Repeat every line of the data exactly, but not the pictures.

= = =

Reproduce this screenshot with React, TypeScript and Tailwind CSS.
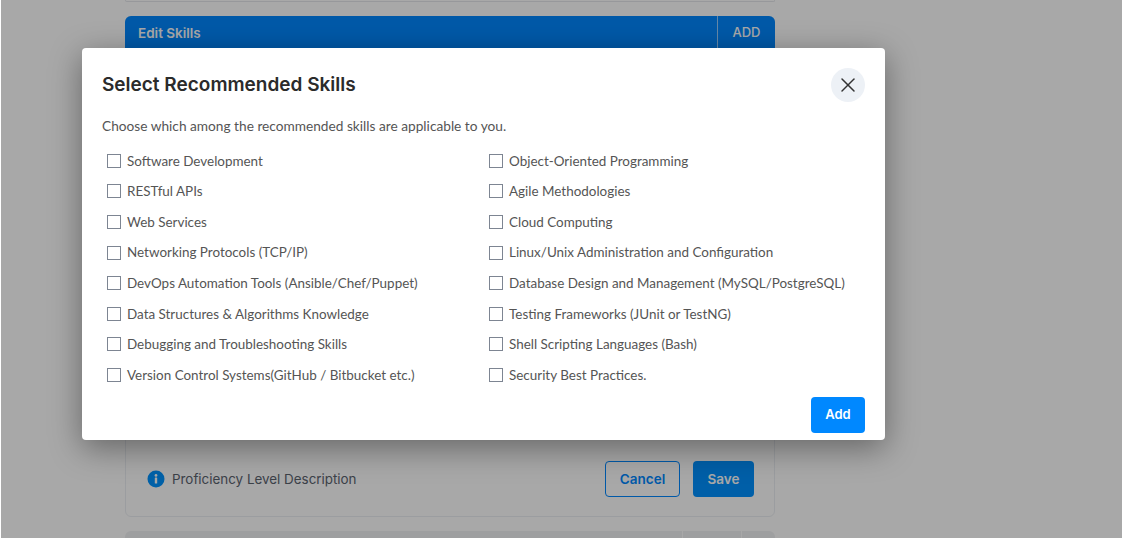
import { X } from "lucide-react";

const leftSkills = [
  "Software Development",
  "RESTful APIs",
  "Web Services",
  "Networking Protocols (TCP/IP)",
  "DevOps Automation Tools (Ansible/Chef/Puppet)",
  "Data Structures & Algorithms Knowledge",
  "Debugging and Troubleshooting Skills",
  "Version Control Systems(GitHub / Bitbucket etc.)",
];

const rightSkills = [
  "Object-Oriented Programming",
  "Agile Methodologies",
  "Cloud Computing",
  "Linux/Unix Administration and Configuration",
  "Database Design and Management (MySQL/PostgreSQL)",
  "Testing Frameworks (JUnit or TestNG)",
  "Shell Scripting Languages (Bash)",
  "Security Best Practices.",
];

function SkillRow({ label }: { label: string }) {
  return (
    <label className="flex h-[30.57px] items-center gap-[6px] pl-[5px]">
      <span className="h-[14px] w-[14px] shrink-0 border border-[#7d8592] bg-white" />
      <span className="font-['Lato',sans-serif] text-[13.45px] whitespace-nowrap text-[#555]">{label}</span>
    </label>
  );
}

export default function App() {
  return (
    <div className="relative h-[538px] w-[1122px] overflow-hidden bg-white font-['Inter',sans-serif]">
      {/* page behind the dialog */}
      <div className="ml-[125px] flex w-[650px] flex-col">
        <div className="h-[2px] rounded-b-md border border-t-0 border-[#e5e7eb]" />
        <div className="mt-[14px] flex h-[501px] flex-col rounded-md border border-[#eceff3]">
          <div className="-mx-px -mt-px flex h-[34px] items-center justify-between rounded-t-md bg-[#0088ff]">
            <span className="pl-[13px] text-[13.5px] font-semibold text-white">Edit Skills</span>
            <span className="flex h-full w-[58px] items-center justify-center border-l border-white/60 text-[13px] font-medium text-white">
              ADD
            </span>
          </div>
          <div className="mt-auto flex items-center justify-between pr-5 pb-[19px] pl-[21px]">
            <div className="flex items-center gap-[7px]">
              <svg width="18" height="18" viewBox="0 0 18 18">
                <circle cx="9" cy="9" r="8.5" fill="#0093ff" />
                <rect x="7.8" y="7.6" width="2.4" height="6" rx="0.4" fill="white" />
                <circle cx="9" cy="5.4" r="1.4" fill="white" />
              </svg>
              <span className="text-[13.4px] text-[#5c6470]">Proficiency Level Description</span>
            </div>
            <div className="flex gap-[13px]">
              <button className="h-9 w-[75px] rounded border border-[#0088ff] text-[13.5px] font-semibold text-[#0088ff]">
                Cancel
              </button>
              <button className="h-9 w-[61px] rounded bg-[#0091ff] text-[13.5px] font-semibold text-white">Save</button>
            </div>
          </div>
        </div>
        <div className="mt-[14px] flex h-8 justify-end rounded-t-md bg-[#f0f1f3]">
          <div className="w-[59px] border-l border-white" />
          <div className="w-[34px] border-l border-white" />
        </div>
      </div>

      {/* overlay */}
      <div className="absolute inset-y-0 right-0 left-[1px] bg-black/34" />

      {/* dialog */}
      <div className="absolute top-[48px] left-[82px] h-[392px] w-[803px] rounded bg-white px-5 pt-5 shadow-[0_8px_32px_rgba(0,0,0,0.4)]">
        <div className="flex items-center justify-between">
          <h2 className="text-[19px] font-semibold text-[#2b2b2b]">Select Recommended Skills</h2>
          <button className="flex h-[34px] w-[34px] items-center justify-center rounded-full bg-[#edf1f6] text-[#333]">
            <X size={24} strokeWidth={1.5} />
          </button>
        </div>
        <p className="mt-[14px] font-['Lato',sans-serif] text-[13.7px] text-[#555]">
          Choose which among the recommended skills are applicable to you.
        </p>
        <div className="mt-[9px] grid grid-cols-[382px_1fr]">
          <div>
            {leftSkills.map((s) => (
              <SkillRow key={s} label={s} />
            ))}
          </div>
          <div>
            {rightSkills.map((s) => (
              <SkillRow key={s} label={s} />
            ))}
          </div>
        </div>
        <button className="absolute right-5 bottom-[7px] h-9 w-[54px] rounded bg-[#0088ff] text-[13px] font-semibold text-white">
          Add
        </button>
      </div>
    </div>
  );
}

= = =

■ **FULL OUTPUT**
Reproduce this screenshot with React, TypeScript and Tailwind CSS.
import { X } from "lucide-react";

const leftSkills = [
  "Software Development",
  "RESTful APIs",
  "Web Services",
  "Networking Protocols (TCP/IP)",
  "DevOps Automation Tools (Ansible/Chef/Puppet)",
  "Data Structures & Algorithms Knowledge",
  "Debugging and Troubleshooting Skills",
  "Version Control Systems(GitHub / Bitbucket etc.)",
];

const rightSkills = [
  "Object-Oriented Programming",
  "Agile Methodologies",
  "Cloud Computing",
  "Linux/Unix Administration and Configuration",
  "Database Design and Management (MySQL/PostgreSQL)",
  "Testing Frameworks (JUnit or TestNG)",
  "Shell Scripting Languages (Bash)",
  "Security Best Practices.",
];

function SkillRow({ label }: { label: string }) {
  return (
    <label className="flex h-[30.57px] items-center gap-[6px] pl-[5px]">
      <span className="h-[14px] w-[14px] shrink-0 border border-[#7d8592] bg-white" />
      <span className="font-['Lato',sans-serif] text-[13.45px] whitespace-nowrap text-[#555]">{label}</span>
    </label>
  );
}

export default function App() {
  return (
    <div className="relative h-[538px] w-[1122px] overflow-hidden bg-white font-['Inter',sans-serif]">
      {/* page behind the dialog */}
      <div className="ml-[125px] flex w-[650px] flex-col">
        <div className="h-[2px] rounded-b-md border border-t-0 border-[#e5e7eb]" />
        <div className="mt-[14px] flex h-[501px] flex-col rounded-md border border-[#eceff3]">
          <div className="-mx-px -mt-px flex h-[34px] items-center justify-between rounded-t-md bg-[#0088ff]">
            <span className="pl-[13px] text-[13.5px] font-semibold text-white">Edit Skills</span>
            <span className="flex h-full w-[58px] items-center justify-center border-l border-white/60 text-[13px] font-medium text-white">
              ADD
            </span>
          </div>
          <div className="mt-auto flex items-center justify-between pr-5 pb-[19px] pl-[21px]">
            <div className="flex items-center gap-[7px]">
              <svg width="18" height="18" viewBox="0 0 18 18">
                <circle cx="9" cy="9" r="8.5" fill="#0093ff" />
                <rect x="7.8" y="7.6" width="2.4" height="6" rx="0.4" fill="white" />
                <circle cx="9" cy="5.4" r="1.4" fill="white" />
              </svg>
              <span className="text-[13.4px] text-[#5c6470]">Proficiency Level Description</span>
            </div>
            <div className="flex gap-[13px]">
              <button className="h-9 w-[75px] rounded border border-[#0088ff] text-[13.5px] font-semibold text-[#0088ff]">
                Cancel
              </button>
              <button className="h-9 w-[61px] rounded bg-[#0091ff] text-[13.5px] font-semibold text-white">Save</button>
            </div>
          </div>
        </div>
        <div className="mt-[14px] flex h-8 justify-end rounded-t-md bg-[#f0f1f3]">
          <div className="w-[59px] border-l border-white" />
          <div className="w-[34px] border-l border-white" />
        </div>
      </div>

      {/* overlay */}
      <div className="absolute inset-y-0 right-0 left-[1px] bg-black/34" />

      {/* dialog */}
      <div className="absolute top-[48px] left-[82px] h-[392px] w-[803px] rounded bg-white px-5 pt-5 shadow-[0_8px_32px_rgba(0,0,0,0.4)]">
        <div className="flex items-center justify-between">
          <h2 className="text-[19px] font-semibold text-[#2b2b2b]">Select Recommended Skills</h2>
          <button className="flex h-[34px] w-[34px] items-center justify-center rounded-full bg-[#edf1f6] text-[#333]">
            <X size={24} strokeWidth={1.5} />
          </button>
        </div>
        <p className="mt-[14px] font-['Lato',sans-serif] text-[13.7px] text-[#555]">
          Choose which among the recommended skills are applicable to you.
        </p>
        <div className="mt-[9px] grid grid-cols-[382px_1fr]">
          <div>
            {leftSkills.map((s) => (
              <SkillRow key={s} label={s} />
            ))}
          </div>
          <div>
            {rightSkills.map((s) => (
              <SkillRow key={s} label={s} />
            ))}
          </div>
        </div>
        <button className="absolute right-5 bottom-[7px] h-9 w-[54px] rounded bg-[#0088ff] text-[13px] font-semibold text-white">
          Add
        </button>
      </div>
    </div>
  );
}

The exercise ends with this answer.